Mayotte: l'opération sécuritaire Wuambushu se poursuit, soutenue par une manifestation
Les autorités ont défendu jeudi le déploiement de force contre la délinquance, les bidonvilles et l'immigration illégale à Mayotte dans le cadre de l'opération "Wuambushu", contestée par les oppositions et défenseurs des droits humains à Paris mais soutenue par une manifestation dans cette île de l'océan Indien.
"On poursuit à Mayotte les opérations de sécurisation, en particulier dans les quartiers dans lesquels on a les bandes de délinquants", a déclaré le préfet Thierry Suquet à la presse, après une nuit émaillée de "violences urbaines" à Doujani, sur la commune de Mamoudzou.
Les forces de l'ordre ont interpellé deux personnes et neuf policiers ont été blessés, selon le ministère de l'Intérieur.

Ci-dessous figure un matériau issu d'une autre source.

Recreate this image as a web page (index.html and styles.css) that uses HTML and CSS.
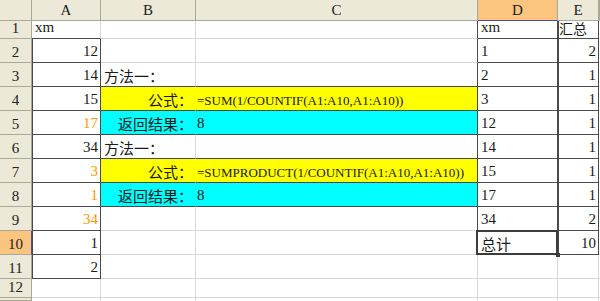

Ce petit bidonville, objet d'un arrêté de démolition depuis décembre, a abrité une dizaine de familles mais était "vide" d'habitants permanents, selon Thierry Suquet. Des solutions d'hébergement ont été proposées ces derniers mois à celles qui y font des allers-retours, a-t-il assuré.
"Il y a pas de solution, rien du tout", a affirmé sur place Zarianti Bina, 32 ans. "Ca fait un an qu'on est en procédure, on n'a eu aucune notification" alors que "ma mère habite sur ce terrain", a-t-elle ajouté.

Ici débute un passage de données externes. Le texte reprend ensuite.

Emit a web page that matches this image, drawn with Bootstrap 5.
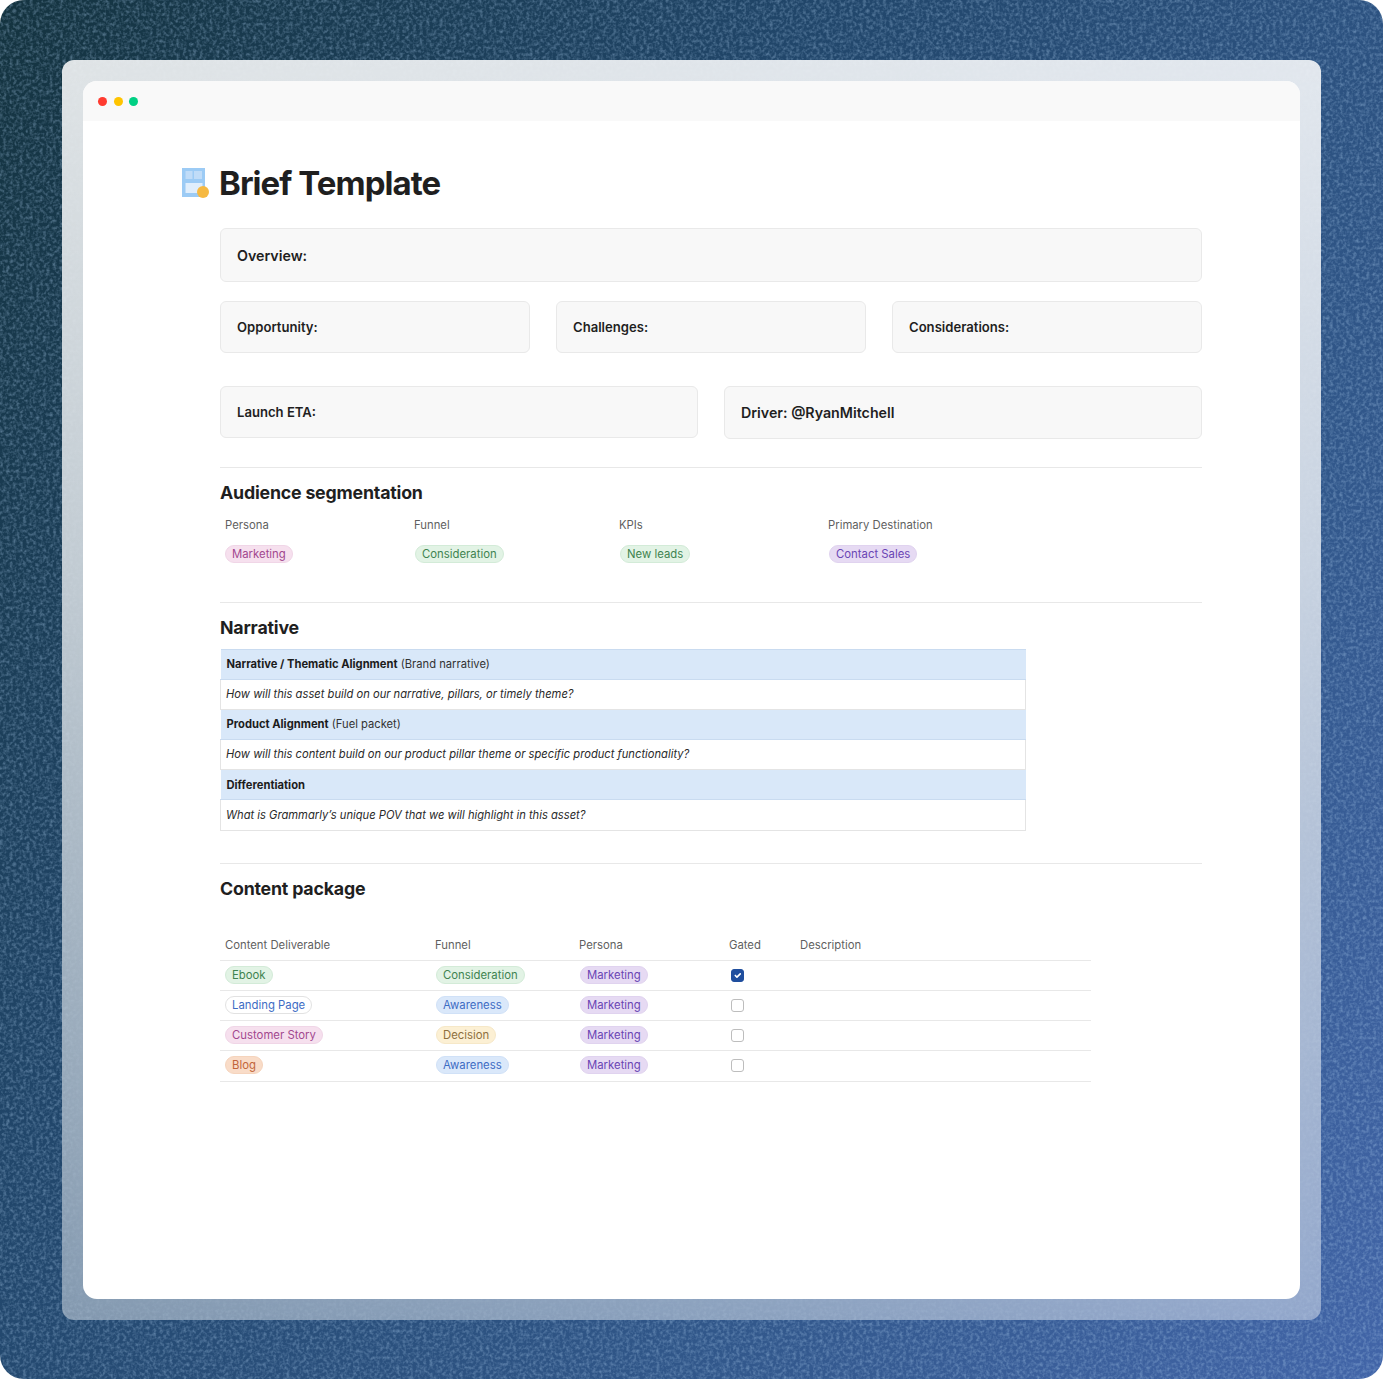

Dans le cadre de l'opération baptisée Wuambushu ("reprise" en mahorais), la France prévoit de déloger des étrangers en situation irrégulière des bidonvilles. Les sans-papiers comoriens doivent être expulsés vers Anjouan, l'île comorienne la plus proche.
Interrogé sur les maigres résultats de l'initiative, marquée par le déploiement de 1.800 policiers et gendarmes depuis une dizaine de jours, le préfet a défendu "un coup d'accélérateur décisif" à des actions "de longue durée", qui "ont commencé avant et vont se poursuivre après" le départ des renforts.
- "Respect inconditionnel" des droits -
L'opération est surveillée de près par les militants des droits humains. La Défenseure des droits, Claire Hédon, s'est dite mercredi "particulièrement attentive au respect inconditionnel" des droits fondamentaux à Mayotte, annonçant l'envoi de juristes.
Des associations ont lancé plusieurs recours devant la justice contre les opérations de "décasage", c'est-à-dire de destruction de cases en tôle. Le tribunal de Mamoudzou a suspendu en début de semaine l'évacuation d'un important bidonville à Koungou (nord-est), Talus 2.
Une requête en appel "est en cours de préparation", a indiqué jeudi à La Réunion Alain Rapady, avocat de la préfecture de Mayotte.
Le député LR de Mayotte Mansour Kamardine a dénoncé un "harcèlement judiciaire orchestré par des associations +droitdelhommistes+, main dans la main, avec des magistrats partisans".
Les élus du 101e département français expriment un large soutien à "Wuambushu", au diapason d'une grande partie de la population. Des appels à des actions de blocage se multiplient au sein de collectifs citoyens qui espèrent un coup d'arrêt à l'insécurité minant le territoire.
Plusieurs centaines de Mahorais, dont une majorité de femmes, se sont ainsi rassemblés jeudi au stade de Chirongi (sud) pour appeler à intensifier "Wuambushu", selon les journalistes de l'AFP sur place.
"Laissons le gouvernement mener cette opération, il nous a écoutés", a déclaré Mariam Said Kalam, élue de Chirongi.
Sous une nuée d'accessoires tricolores et de drapeaux français brandis par les femmes, des banderoles clamaient: "Stop aux titres de séjour" et "merci aux forces de l'ordre, héros du quotidien".
"Nous sommes pacifistes, nous voulons juste récupérer nos biens", a déclaré Saïd Kambi Saïd, suppléant de la députée Liot Estelle Youssoufa. S'adressant à l'Union des Comores, il a ajouté: "Vous n'avez pas pitié de votre peuple. Les droits de l'homme commencent chez vous".
Moroni, en plein bras de fer avec Paris, a décidé lundi de refouler l'accostage des bateaux dans son port anjouanais de Mutsamudu. Jeudi, il n'y avait toujours "pas de rotations" entre les deux îles, selon le préfet de Mayotte.
"La France est humiliée par un archipel de 800.000 personnes", a commenté le président du RN, Jordan Bardella. Pour le coordinateur de LFI Manuel Bompard, c'est l'Etat français qui "a abandonné Mayotte", où 80% des habitants "vivent sous le seuil de pauvreté".